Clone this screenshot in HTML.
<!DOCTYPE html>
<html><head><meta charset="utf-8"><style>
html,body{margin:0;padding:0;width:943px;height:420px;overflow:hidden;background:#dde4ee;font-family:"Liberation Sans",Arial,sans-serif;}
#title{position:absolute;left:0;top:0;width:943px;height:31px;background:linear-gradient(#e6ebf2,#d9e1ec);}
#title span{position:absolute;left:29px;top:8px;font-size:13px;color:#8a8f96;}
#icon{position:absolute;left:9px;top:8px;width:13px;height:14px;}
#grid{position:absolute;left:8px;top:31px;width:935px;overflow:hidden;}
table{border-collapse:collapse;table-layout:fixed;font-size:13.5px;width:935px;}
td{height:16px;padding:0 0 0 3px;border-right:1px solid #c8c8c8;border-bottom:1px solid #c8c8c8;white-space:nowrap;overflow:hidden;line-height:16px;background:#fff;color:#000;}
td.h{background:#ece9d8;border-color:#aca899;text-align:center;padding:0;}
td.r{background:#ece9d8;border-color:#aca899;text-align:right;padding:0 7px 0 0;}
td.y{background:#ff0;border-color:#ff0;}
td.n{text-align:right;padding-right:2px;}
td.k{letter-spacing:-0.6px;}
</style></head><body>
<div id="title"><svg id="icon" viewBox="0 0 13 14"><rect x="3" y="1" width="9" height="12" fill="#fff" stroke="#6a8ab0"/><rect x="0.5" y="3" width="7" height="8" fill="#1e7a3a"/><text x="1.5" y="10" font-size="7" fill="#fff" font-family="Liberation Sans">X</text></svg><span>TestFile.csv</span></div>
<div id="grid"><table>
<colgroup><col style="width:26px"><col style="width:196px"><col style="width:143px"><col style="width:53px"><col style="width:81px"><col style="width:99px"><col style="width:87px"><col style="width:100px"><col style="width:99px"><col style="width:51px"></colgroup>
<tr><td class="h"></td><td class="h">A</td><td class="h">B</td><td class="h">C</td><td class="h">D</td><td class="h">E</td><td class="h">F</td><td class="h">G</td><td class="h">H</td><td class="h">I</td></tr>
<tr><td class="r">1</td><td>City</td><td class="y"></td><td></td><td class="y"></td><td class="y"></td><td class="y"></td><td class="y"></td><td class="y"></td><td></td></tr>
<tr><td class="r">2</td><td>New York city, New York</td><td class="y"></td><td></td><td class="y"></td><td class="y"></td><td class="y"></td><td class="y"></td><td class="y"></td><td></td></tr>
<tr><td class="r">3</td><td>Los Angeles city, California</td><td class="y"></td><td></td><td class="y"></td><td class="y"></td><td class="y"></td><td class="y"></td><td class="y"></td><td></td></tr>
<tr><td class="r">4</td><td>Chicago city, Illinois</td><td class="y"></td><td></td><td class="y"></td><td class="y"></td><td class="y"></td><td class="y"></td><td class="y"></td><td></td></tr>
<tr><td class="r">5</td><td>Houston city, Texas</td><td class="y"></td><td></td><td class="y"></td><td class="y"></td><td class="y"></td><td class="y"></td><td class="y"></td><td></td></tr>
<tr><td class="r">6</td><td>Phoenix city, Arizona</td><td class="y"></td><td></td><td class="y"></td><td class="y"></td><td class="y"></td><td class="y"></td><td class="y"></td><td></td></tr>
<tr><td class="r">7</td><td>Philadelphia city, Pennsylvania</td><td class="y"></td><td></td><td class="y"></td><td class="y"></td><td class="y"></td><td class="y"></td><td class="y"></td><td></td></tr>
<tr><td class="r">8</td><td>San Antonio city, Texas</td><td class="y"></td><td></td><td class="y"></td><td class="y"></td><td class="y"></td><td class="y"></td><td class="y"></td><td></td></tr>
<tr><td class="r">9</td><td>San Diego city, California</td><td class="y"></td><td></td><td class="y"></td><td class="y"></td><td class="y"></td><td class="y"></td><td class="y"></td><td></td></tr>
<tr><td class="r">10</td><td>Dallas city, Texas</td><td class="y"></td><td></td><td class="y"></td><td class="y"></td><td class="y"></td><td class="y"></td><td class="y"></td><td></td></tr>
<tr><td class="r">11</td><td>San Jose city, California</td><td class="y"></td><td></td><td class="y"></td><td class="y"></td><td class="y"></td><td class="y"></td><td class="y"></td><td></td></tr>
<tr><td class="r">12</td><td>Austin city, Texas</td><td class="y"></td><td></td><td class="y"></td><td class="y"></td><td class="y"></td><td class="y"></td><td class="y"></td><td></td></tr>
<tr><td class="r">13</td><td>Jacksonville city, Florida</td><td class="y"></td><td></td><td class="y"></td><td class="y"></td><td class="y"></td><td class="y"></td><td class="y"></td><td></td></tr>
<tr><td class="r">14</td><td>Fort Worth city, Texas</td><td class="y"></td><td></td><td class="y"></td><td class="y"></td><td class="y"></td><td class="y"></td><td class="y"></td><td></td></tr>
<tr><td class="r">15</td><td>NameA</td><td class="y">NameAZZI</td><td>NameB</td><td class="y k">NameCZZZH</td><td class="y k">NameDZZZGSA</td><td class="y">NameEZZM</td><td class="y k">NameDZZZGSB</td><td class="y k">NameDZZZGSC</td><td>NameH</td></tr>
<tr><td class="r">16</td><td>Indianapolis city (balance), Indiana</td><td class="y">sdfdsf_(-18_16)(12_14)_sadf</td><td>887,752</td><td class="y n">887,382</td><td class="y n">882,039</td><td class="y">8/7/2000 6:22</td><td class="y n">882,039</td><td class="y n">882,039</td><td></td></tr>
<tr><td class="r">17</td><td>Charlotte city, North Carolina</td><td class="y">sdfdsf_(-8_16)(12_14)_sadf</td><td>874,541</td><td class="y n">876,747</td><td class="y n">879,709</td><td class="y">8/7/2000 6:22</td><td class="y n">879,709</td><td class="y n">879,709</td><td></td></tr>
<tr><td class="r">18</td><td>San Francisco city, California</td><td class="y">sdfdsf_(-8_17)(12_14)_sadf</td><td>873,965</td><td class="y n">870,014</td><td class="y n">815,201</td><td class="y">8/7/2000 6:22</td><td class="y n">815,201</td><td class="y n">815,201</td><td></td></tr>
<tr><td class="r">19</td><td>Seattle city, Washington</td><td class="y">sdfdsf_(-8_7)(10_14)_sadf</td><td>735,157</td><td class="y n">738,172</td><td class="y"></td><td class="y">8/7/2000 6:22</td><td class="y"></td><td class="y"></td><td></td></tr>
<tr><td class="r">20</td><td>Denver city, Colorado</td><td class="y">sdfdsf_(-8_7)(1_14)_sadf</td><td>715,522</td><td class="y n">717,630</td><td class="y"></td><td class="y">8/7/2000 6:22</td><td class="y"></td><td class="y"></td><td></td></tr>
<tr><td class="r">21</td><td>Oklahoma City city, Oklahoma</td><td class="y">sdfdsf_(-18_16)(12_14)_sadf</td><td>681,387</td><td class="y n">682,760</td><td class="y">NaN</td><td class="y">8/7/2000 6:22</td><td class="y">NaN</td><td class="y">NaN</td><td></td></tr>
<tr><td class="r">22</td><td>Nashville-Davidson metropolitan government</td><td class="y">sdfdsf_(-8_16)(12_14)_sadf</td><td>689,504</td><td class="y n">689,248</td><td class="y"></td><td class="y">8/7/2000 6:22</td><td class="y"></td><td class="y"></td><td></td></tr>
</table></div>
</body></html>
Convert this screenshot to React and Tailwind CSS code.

-*-*-

*What is needed*
Repeat the entries above exactly, leaving nothing out.

*Result for this task*
Clone this screenshot in HTML.
<!DOCTYPE html>
<html><head><meta charset="utf-8"><style>
html,body{margin:0;padding:0;width:943px;height:420px;overflow:hidden;background:#dde4ee;font-family:"Liberation Sans",Arial,sans-serif;}
#title{position:absolute;left:0;top:0;width:943px;height:31px;background:linear-gradient(#e6ebf2,#d9e1ec);}
#title span{position:absolute;left:29px;top:8px;font-size:13px;color:#8a8f96;}
#icon{position:absolute;left:9px;top:8px;width:13px;height:14px;}
#grid{position:absolute;left:8px;top:31px;width:935px;overflow:hidden;}
table{border-collapse:collapse;table-layout:fixed;font-size:13.5px;width:935px;}
td{height:16px;padding:0 0 0 3px;border-right:1px solid #c8c8c8;border-bottom:1px solid #c8c8c8;white-space:nowrap;overflow:hidden;line-height:16px;background:#fff;color:#000;}
td.h{background:#ece9d8;border-color:#aca899;text-align:center;padding:0;}
td.r{background:#ece9d8;border-color:#aca899;text-align:right;padding:0 7px 0 0;}
td.y{background:#ff0;border-color:#ff0;}
td.n{text-align:right;padding-right:2px;}
td.k{letter-spacing:-0.6px;}
</style></head><body>
<div id="title"><svg id="icon" viewBox="0 0 13 14"><rect x="3" y="1" width="9" height="12" fill="#fff" stroke="#6a8ab0"/><rect x="0.5" y="3" width="7" height="8" fill="#1e7a3a"/><text x="1.5" y="10" font-size="7" fill="#fff" font-family="Liberation Sans">X</text></svg><span>TestFile.csv</span></div>
<div id="grid"><table>
<colgroup><col style="width:26px"><col style="width:196px"><col style="width:143px"><col style="width:53px"><col style="width:81px"><col style="width:99px"><col style="width:87px"><col style="width:100px"><col style="width:99px"><col style="width:51px"></colgroup>
<tr><td class="h"></td><td class="h">A</td><td class="h">B</td><td class="h">C</td><td class="h">D</td><td class="h">E</td><td class="h">F</td><td class="h">G</td><td class="h">H</td><td class="h">I</td></tr>
<tr><td class="r">1</td><td>City</td><td class="y"></td><td></td><td class="y"></td><td class="y"></td><td class="y"></td><td class="y"></td><td class="y"></td><td></td></tr>
<tr><td class="r">2</td><td>New York city, New York</td><td class="y"></td><td></td><td class="y"></td><td class="y"></td><td class="y"></td><td class="y"></td><td class="y"></td><td></td></tr>
<tr><td class="r">3</td><td>Los Angeles city, California</td><td class="y"></td><td></td><td class="y"></td><td class="y"></td><td class="y"></td><td class="y"></td><td class="y"></td><td></td></tr>
<tr><td class="r">4</td><td>Chicago city, Illinois</td><td class="y"></td><td></td><td class="y"></td><td class="y"></td><td class="y"></td><td class="y"></td><td class="y"></td><td></td></tr>
<tr><td class="r">5</td><td>Houston city, Texas</td><td class="y"></td><td></td><td class="y"></td><td class="y"></td><td class="y"></td><td class="y"></td><td class="y"></td><td></td></tr>
<tr><td class="r">6</td><td>Phoenix city, Arizona</td><td class="y"></td><td></td><td class="y"></td><td class="y"></td><td class="y"></td><td class="y"></td><td class="y"></td><td></td></tr>
<tr><td class="r">7</td><td>Philadelphia city, Pennsylvania</td><td class="y"></td><td></td><td class="y"></td><td class="y"></td><td class="y"></td><td class="y"></td><td class="y"></td><td></td></tr>
<tr><td class="r">8</td><td>San Antonio city, Texas</td><td class="y"></td><td></td><td class="y"></td><td class="y"></td><td class="y"></td><td class="y"></td><td class="y"></td><td></td></tr>
<tr><td class="r">9</td><td>San Diego city, California</td><td class="y"></td><td></td><td class="y"></td><td class="y"></td><td class="y"></td><td class="y"></td><td class="y"></td><td></td></tr>
<tr><td class="r">10</td><td>Dallas city, Texas</td><td class="y"></td><td></td><td class="y"></td><td class="y"></td><td class="y"></td><td class="y"></td><td class="y"></td><td></td></tr>
<tr><td class="r">11</td><td>San Jose city, California</td><td class="y"></td><td></td><td class="y"></td><td class="y"></td><td class="y"></td><td class="y"></td><td class="y"></td><td></td></tr>
<tr><td class="r">12</td><td>Austin city, Texas</td><td class="y"></td><td></td><td class="y"></td><td class="y"></td><td class="y"></td><td class="y"></td><td class="y"></td><td></td></tr>
<tr><td class="r">13</td><td>Jacksonville city, Florida</td><td class="y"></td><td></td><td class="y"></td><td class="y"></td><td class="y"></td><td class="y"></td><td class="y"></td><td></td></tr>
<tr><td class="r">14</td><td>Fort Worth city, Texas</td><td class="y"></td><td></td><td class="y"></td><td class="y"></td><td class="y"></td><td class="y"></td><td class="y"></td><td></td></tr>
<tr><td class="r">15</td><td>NameA</td><td class="y">NameAZZI</td><td>NameB</td><td class="y k">NameCZZZH</td><td class="y k">NameDZZZGSA</td><td class="y">NameEZZM</td><td class="y k">NameDZZZGSB</td><td class="y k">NameDZZZGSC</td><td>NameH</td></tr>
<tr><td class="r">16</td><td>Indianapolis city (balance), Indiana</td><td class="y">sdfdsf_(-18_16)(12_14)_sadf</td><td>887,752</td><td class="y n">887,382</td><td class="y n">882,039</td><td class="y">8/7/2000 6:22</td><td class="y n">882,039</td><td class="y n">882,039</td><td></td></tr>
<tr><td class="r">17</td><td>Charlotte city, North Carolina</td><td class="y">sdfdsf_(-8_16)(12_14)_sadf</td><td>874,541</td><td class="y n">876,747</td><td class="y n">879,709</td><td class="y">8/7/2000 6:22</td><td class="y n">879,709</td><td class="y n">879,709</td><td></td></tr>
<tr><td class="r">18</td><td>San Francisco city, California</td><td class="y">sdfdsf_(-8_17)(12_14)_sadf</td><td>873,965</td><td class="y n">870,014</td><td class="y n">815,201</td><td class="y">8/7/2000 6:22</td><td class="y n">815,201</td><td class="y n">815,201</td><td></td></tr>
<tr><td class="r">19</td><td>Seattle city, Washington</td><td class="y">sdfdsf_(-8_7)(10_14)_sadf</td><td>735,157</td><td class="y n">738,172</td><td class="y"></td><td class="y">8/7/2000 6:22</td><td class="y"></td><td class="y"></td><td></td></tr>
<tr><td class="r">20</td><td>Denver city, Colorado</td><td class="y">sdfdsf_(-8_7)(1_14)_sadf</td><td>715,522</td><td class="y n">717,630</td><td class="y"></td><td class="y">8/7/2000 6:22</td><td class="y"></td><td class="y"></td><td></td></tr>
<tr><td class="r">21</td><td>Oklahoma City city, Oklahoma</td><td class="y">sdfdsf_(-18_16)(12_14)_sadf</td><td>681,387</td><td class="y n">682,760</td><td class="y">NaN</td><td class="y">8/7/2000 6:22</td><td class="y">NaN</td><td class="y">NaN</td><td></td></tr>
<tr><td class="r">22</td><td>Nashville-Davidson metropolitan government</td><td class="y">sdfdsf_(-8_16)(12_14)_sadf</td><td>689,504</td><td class="y n">689,248</td><td class="y"></td><td class="y">8/7/2000 6:22</td><td class="y"></td><td class="y"></td><td></td></tr>
</table></div>
</body></html>
Convert this screenshot to React and Tailwind CSS code.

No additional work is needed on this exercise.